The “practical” HDP should use the gas composition and an EOS to identify acceptable operating
conditions for natural gas transmission lines. The current project is an extension to GPA Project 063
“Measuring Hydrocarbon Dew Points in Natural Gas” which produced Research Reports RR-196 [4]
and RR-199 [5].
3
REVIEW OF EQUATIONS OF STATE TO CALCULATE DEW POINT
Equations of state which have been appropriately modified and validated can be used to
accurately calculate the dew point of natural gas mixtures based on the composition. Two of the most
popular generic equations of state (EOS) are the Peng-Robinson or “PR EOS” [6] and Soave-Redlich-
Kwong or “SRK EOS” [7]. These equations use critical temperature, critical pressure, and acentric
factor to describe the pure fluid. Mixtures require an additional one or two binary interaction parameters
which may be temperature dependent and can be obtained by fitting binary VLE data. Adding to the
complexity, different mixing rules have been developed to improve phase equilibria predictions [8] and
numerous enhancements have been proposed such as Graboski and Daubert‟s modifications contained in
the API version of the SRK [9]. Due to these possible variations and modifications, different computer
programs that use the PR or SRK EOS will not necessarily produce the same answer. Potential
dissimilarities between programs include utilizing different pure component properties or different (or
missing) binary interaction parameters. The form of the PR or SRK EOS used by the different programs
may or may not use the same modifications. Therefore, any computer program which is to be used for
HDP calculations should be validated by comparison against accurate experimental VLE and natural gas
dew point data over the temperature, pressure, and composition range of interest. Except where noted,
all calculations in this work were made using the ProMax® process simulation program, Version 3.1, by
Bryan Research & Engineering [10]. The PR and SRK EOS in ProMax use binary interaction
parameters which have been fitted to experimental data. In addition, extensive comparisons to mixture
data have been performed to verify accurate results.

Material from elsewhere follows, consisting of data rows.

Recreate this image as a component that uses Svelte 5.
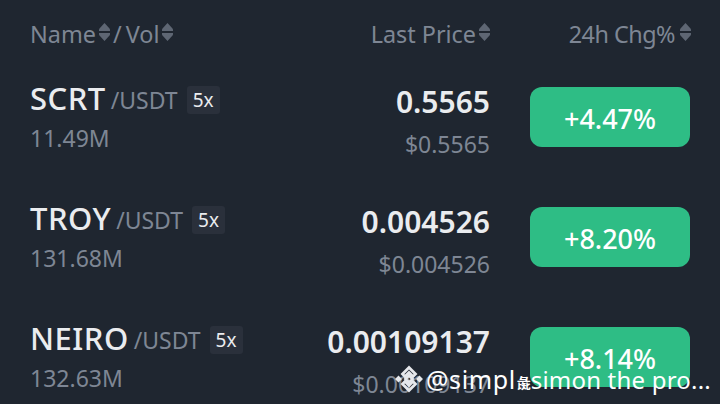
<script>
  const rows = [
    { name: "SCRT", vol: "11.49M", price: "0.5565", usd: "$0.5565", chg: "+4.47%" },
    { name: "TROY", vol: "131.68M", price: "0.004526", usd: "$0.004526", chg: "+8.20%" },
    { name: "NEIRO", vol: "132.63M", price: "0.00109137", usd: "$0.00109137", chg: "+8.14%" },
  ];
</script>

{#snippet sort()}
  <svg class="sort" width="11" height="20" viewBox="0 0 11 20">
    <path d="M5.5 1 L10.500 6.500 Q11 7 11 8 V9 H0 V8 Q0 7 .5 6.500 Z" fill="#5e6673" />
    <path d="M0 11 H11 V12 Q11 13 10.500 13.500 L5.500 19 L.5 13.500 Q0 13 0 12 Z" fill="#5e6673" />
  </svg>
{/snippet}

<div class="page">
  <div class="head">
    <div class="head-name">Name{@render sort()}<span class="slash">/</span>Vol{@render sort()}</div>
    <div class="head-price">Last Price{@render sort()}</div>
    <div class="head-chg"><span class="chg-label">24h Chg%</span>{@render sort()}</div>
  </div>

  {#each rows as row}
    <div class="row">
      <div class="name-col">
        <div class="pair">
          <span class="base">{row.name}</span>
          <span class="quote">/USDT</span>
          <span class="lev">5x</span>
        </div>
        <div class="vol">{row.vol}</div>
      </div>
      <div class="price-col">
        <div class="price">{row.price}</div>
        <div class="usd">{row.usd}</div>
      </div>
      <div class="badge">{row.chg}</div>
    </div>
  {/each}

  <div class="watermark">
    <svg width="28" height="28" viewBox="0 0 28 28">
      <g fill="none" stroke="#e6e8ec" stroke-width="2.8">
        <path d="M14 2.500 L20.500 9 L18 11.500 L14 7.500 L10 11.500 L7.500 9 Z" />
        <path d="M14 25.500 L20.500 19 L18 16.500 L14 20.500 L10 16.500 L7.500 19 Z" />
        <path d="M14 10.500 L17.500 14 L14 17.500 L10.500 14 Z" />
      </g>
      <path d="M3.500 10.500 L7 14 L3.500 17.500 L0 14 Z M24.500 10.500 L28 14 L24.500 17.500 L21 14 Z" fill="#e6e8ec" />
    </svg>
    <span class="mark-text"><span class="handle">@simpl</span><span class="blot">彘</span><span class="rest"> simon the pro...</span></span>
  </div>
</div>

<style>
  :global(body) {
    margin: 0;
    background: #1f2630;
  }

  .page {
    position: relative;
    width: 720px;
    height: 404px;
    overflow: hidden;
    background: #1f2630;
    font-family: "Noto Sans", Roboto, sans-serif;
    color: #eaecef;
  }

  .head {
    display: flex;
    align-items: center;
    height: 57px;
    padding: 10px 30px 0;
    box-sizing: border-box;
    font-size: 23.4px;
    color: #7e8694;
  }

  .head > div {
    display: flex;
    align-items: center;
    white-space: nowrap;
  }

  .head-name {
    width: 340px;
  }

  .head-price {
    width: 120px;
    justify-content: flex-end;
  }

  .head-chg {
    flex: 1;
    justify-content: flex-end;
  }

  .chg-label {
    letter-spacing: -0.5px;
  }

  .sort {
    margin-left: 3px;
    margin-top: -3px;
  }

  .head-chg .sort {
    margin-left: 5px;
    margin-right: -1px;
  }

  .slash {
    margin: 0 4px 0 3px;
  }

  .row {
    display: flex;
    height: 120px;
    padding: 30px 30px 0;
    box-sizing: border-box;
  }

  .name-col {
    flex: 1;
    margin-top: -8px;
  }

  .pair {
    display: flex;
    align-items: center;
    height: 38px;
  }

  .base {
    font-size: 31px;
    font-weight: 500;
    letter-spacing: 0.5px;
    color: #eaecef;
  }

  .quote {
    margin-left: 5px;
    margin-top: 4px;
    font-size: 23px;
    color: #7e8694;
  }

  .lev {
    margin-left: 9px;
    margin-top: 4px;
    padding: 0 6px;
    height: 28px;
    line-height: 28px;
    border-radius: 3px;
    background: #2a303b;
    font-size: 19px;
    color: #eaecef;
  }

  .vol {
    margin-top: 5px;
    font-size: 23px;
    color: #7e8694;
  }

  .price-col {
    width: 300px;
    text-align: right;
    margin-top: -4px;
  }

  .price {
    font-size: 30px;
    font-weight: 600;
    line-height: 38px;
    color: #eaecef;
  }

  .usd {
    margin-top: 7px;
    font-size: 23px;
    color: #7e8694;
  }

  .badge {
    flex: none;
    width: 160px;
    height: 60px;
    margin-left: 40px;
    border-radius: 12px;
    background: #2ebd85;
    color: #fff;
    font-size: 27px;
    font-weight: 500;
    line-height: 64px;
    text-align: center;
  }

  .watermark {
    position: absolute;
    left: 395px;
    top: 362px;
    display: flex;
    align-items: center;
    gap: 3px;
    color: #fff;
    white-space: nowrap;
  }

  .handle {
    font-size: 25px;
    letter-spacing: 0.6px;
  }

  .blot {
    font-family: "Noto Sans CJK SC", sans-serif;
    font-size: 14px;
    font-weight: 700;
    margin-left: 1px;
    position: relative;
    top: -1px;
  }

  .rest {
    font-size: 24px;
    letter-spacing: 0.2px;
  }
</style>
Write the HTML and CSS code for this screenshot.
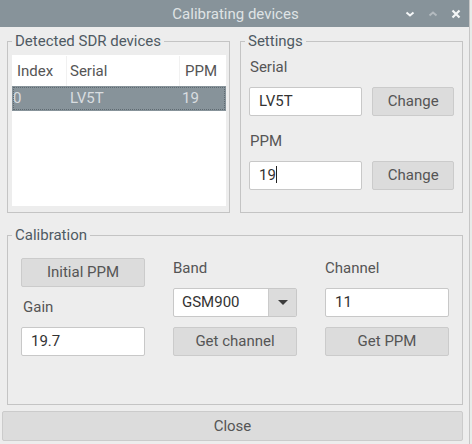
FILE: index.html
```html
<!DOCTYPE html>
<html>
<head>
<meta charset="utf-8">
<link rel="stylesheet" href="styles.css">
</head>
<body>
<div class="window">
  <div class="titlebar">
    <span class="title">Calibrating devices</span>
    <div class="controls">
      <svg class="ctl" width="10" height="10" viewBox="0 0 10 10"><path d="M1.5 3.5 L5 6.5 L8.5 3.5" fill="none" stroke="#f4f6f7" stroke-width="2"/></svg>
      <svg class="ctl dim" width="10" height="10" viewBox="0 0 10 10"><path d="M1.5 6.5 L5 3.5 L8.5 6.5" fill="none" stroke="#b3babf" stroke-width="2"/></svg>
      <svg class="ctl" width="10" height="10" viewBox="0 0 10 10"><path d="M1.5 1.5 L8.5 8.5 M8.5 1.5 L1.5 8.5" fill="none" stroke="#f4f6f7" stroke-width="2.2"/></svg>
    </div>
  </div>
  <div class="content">
    <div class="toprow">
      <fieldset class="group devices">
        <legend>Detected SDR devices</legend>
        <div class="table">
          <div class="thead">
            <div class="c1">Index</div>
            <div class="c2">Serial</div>
            <div class="c3">PPM</div>
          </div>
          <div class="trow selected">
            <div class="c1">0</div>
            <div class="c2">LV5T</div>
            <div class="c3">19</div>
          </div>
        </div>
      </fieldset>
      <fieldset class="group settings">
        <legend>Settings</legend>
        <div class="label">Serial</div>
        <div class="line">
          <div class="input">LV5T</div>
          <div class="button">Change</div>
        </div>
        <div class="label">PPM</div>
        <div class="line">
          <div class="input">19<span class="caret"></span></div>
          <div class="button">Change</div>
        </div>
      </fieldset>
    </div>
    <fieldset class="group calib">
      <legend>Calibration</legend>
      <div class="cols">
        <div class="col">
          <div class="button">Initial PPM</div>
          <div class="label tall">Gain</div>
          <div class="input">19.7</div>
        </div>
        <div class="col">
          <div class="label short">Band</div>
          <div class="combo"><span class="ctext">GSM900</span><span class="arrow"><svg width="10" height="6" viewBox="0 0 10 6"><path d="M0 0 L10 0 L5 5 Z" fill="#3c3c3c"/></svg></span></div>
          <div class="button mt">Get channel</div>
        </div>
        <div class="col">
          <div class="label short">Channel</div>
          <div class="input">11</div>
          <div class="button mt">Get PPM</div>
        </div>
      </div>
    </fieldset>
    <div class="button close">Close</div>
  </div>
</div>
</body>
</html>
```
FILE: styles.css
```css
* { box-sizing: border-box; }
html, body { margin: 0; padding: 0; }
body {
  background: #e8ece9;
  font-family: Roboto, "Liberation Sans", sans-serif;
  font-size: 15px;
  color: #555;
  width: 472px;
  height: 444px;
  overflow: hidden;
}
.window {
  width: 470px;
  height: 444px;
  background: #ededed;
  border-right: 1px solid #c6c6c6;
  display: flex;
  flex-direction: column;
}
.titlebar {
  height: 27px;
  background: #87939a;
  display: flex;
  align-items: center;
  justify-content: center;
  position: relative;
}
.title {
  color: #dfe3e5;
  font-size: 15px;
  margin-left: 2px;
}
.controls {
  position: absolute;
  right: 8px;
  top: 9px;
  display: flex;
  gap: 13px;
}
.ctl { display: block; }
.content {
  flex: 1;
  display: flex;
  flex-direction: column;
  padding: 5px 6px 3px 2px;
}
.toprow {
  display: flex;
  gap: 10px;
  padding-left: 5px;
}
fieldset.group {
  margin: 0;
  border: 1px solid #c4c4c4;
  min-width: 0;
}
legend {
  padding: 0 3px;
  line-height: 18px;
  color: #4f5a63;
}
fieldset.devices {
  width: 224px;
  height: 181px;
  padding: 5px 3px 6px 4px;
}
.devices legend { margin-left: 0; }
.table {
  background: #fff;
  height: 151px;
  padding-top: 1px;
}
.thead, .trow {
  display: flex;
}
.thead { height: 30px; color: #555; }
.thead > div { height: 30px; line-height: 30px; border-right: 1px solid #f1f1f1; }
.thead > div:last-child { border-right: none; }
.c1 { width: 55px; padding-left: 5px; }
.c2 { width: 113px; padding-left: 3px; }
.c3 { width: 46px; padding-left: 5px; }
.trow.selected {
  height: 25px;
  background: #87939a;
  color: #d9dde0;
  outline: 1px dotted #5f6a71;
  outline-offset: -2px;
  line-height: 25px;
}
.trow .c1 { padding-left: 1px; }
.trow .c2 { padding-left: 3px; }
.trow .c3 { padding-left: 2px; }
fieldset.settings {
  width: 224px;
  height: 181px;
  padding: 7px 8px 0 8px;
}
.settings legend { margin-left: -4px; }
.label { color: #555; line-height: 20px; }
.settings .label { height: 20px; padding-left: 1px; }
.settings .line { display: flex; gap: 10px; margin-top: 10px; margin-bottom: 15px; }
.settings .line:last-child { margin-bottom: 0; }
.input {
  background: #fff;
  border: 1px solid #c8c8c8;
  border-radius: 2px;
  height: 29px;
  line-height: 27px;
  padding-left: 9px;
  color: #333;
}
.settings .input { width: 114px; }
.caret {
  display: inline-block;
  width: 1px;
  height: 17px;
  background: #222;
  vertical-align: -3px;
}
.button {
  background: #dcdcdc;
  border: 1px solid #cbcbcb;
  border-radius: 2px;
  height: 29px;
  line-height: 27px;
  text-align: center;
  color: #555;
}
.settings .button { width: 82px; }
fieldset.calib {
  margin: 13px 0 0 5px;
  height: 179px;
  padding: 14px 13px 0 13px;
}
.calib legend { margin-left: -9px; }
.cols {
  display: flex;
  gap: 28px;
}
.col {
  width: 124px;
  display: flex;
  flex-direction: column;
}
.label.tall { height: 40px; line-height: 40px; padding-left: 2px; }
.label.short { height: 30px; line-height: 20px; }
.combo {
  display: flex;
  height: 29px;
  border: 1px solid #c8c8c8;
  border-radius: 2px;
  background: #fff;
  color: #333;
}
.ctext { flex: 1; padding-left: 8px; line-height: 27px; }
.arrow {
  width: 28px;
  background: #dcdcdc;
  border-left: 1px solid #cbcbcb;
  display: flex;
  align-items: center;
  justify-content: center;
}
.mt { margin-top: 10px; }
.close {
  margin-top: 6px;
  height: 30px;
  line-height: 28px;
}
```
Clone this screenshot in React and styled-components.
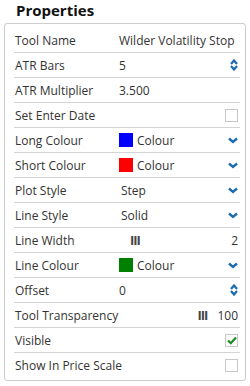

A recent report by the National Physical Laboratory in the United Kingdom [2] contains HDP
data on seven natural gas mixtures and five synthetic gas mixtures. A comparison of manual and
automated (Condumax II) chilled mirror dew points for natural gas mixtures to calculations from
ProMax PR EOS using measured compositions is presented in Figure 3. The calculated dew points are
consistently between the automated and manual chilled mirror dew points for the five gases. The
automated chilled mirror dew point measurement and the calculated dew point generally agree within 2
°F (1 °C), with a maximum difference of 8 °F (4 °C). The difference between the automated and
manual chilled mirror measurements is considerably greater, ranging from 6 to 14 °F (3 to 8 °C). Thus,
the calculated dew points match within the scatter of measured dew points using both automated and
manual chilled mirror dew point instruments.
The GPA Research Report RR-196 entitled “Tests of Instruments for Measuring Hydrocarbon
Dew Points in Natural Gas Streams, Phase 1” by George and Burkey [4] compares manual chilled
mirror dew points to those obtained using two automated instruments: the Ametek 241 CE II and the
Michell Condumax II. Two different manual chilled mirror dew points were measured: an iridescent
ring dew point, which occurs first as the temperature is lowered, and the droplet dew point, which occurs
several degrees cooler. The Ametek instrument was tuned by the manufacturer to match the iridescent
ring dew point while the Michell instrument was tuned to match the droplet dew point. As shown in
Figure 4, each automated instrument reproduced the corresponding manual method very well. The dew
4
point from the version of the SRK EOS reported in RR-196 (not ProMax SRK EOS) is compared to the
measured droplet dew point in Figure 5. The SRK calculated dew point given in RR-196 agrees slightly
better with the manual droplet dew point than does the Ametek automated dew point which was tuned to
the iridescent ring. As previously stated, the iridescent ring method should give higher dew point values
than the droplet method. Overall, the SRK calculated dew points as well as all of the measured dew
points (both manual and automated) agree remarkably well in the George and Burkey study.
An extended analysis of two natural gas mixtures was conducted by Paul Derks from Gasunie in
the Netherlands and presented at the 72nd
GPA Annual Convention in 1993 [11]. Included was the
measurement of the quantity of condensate formed at sub-dew point conditions, which ranged from
0.0002-0.003 GPM (20-250 mg liquid per normal cubic meter gas). As shown in Figure 6, the
condensation curve for Gas A is predicted within 5 °F (3 °C) by the ProMax PR EOS. The upper end of
the condensation is about 0.003 GPM, which corresponds to a mole fraction vapor of 0.9999 - 0.99995.
Considering the ProMax calculations are not tuned to these particular data, the agreement is excellent.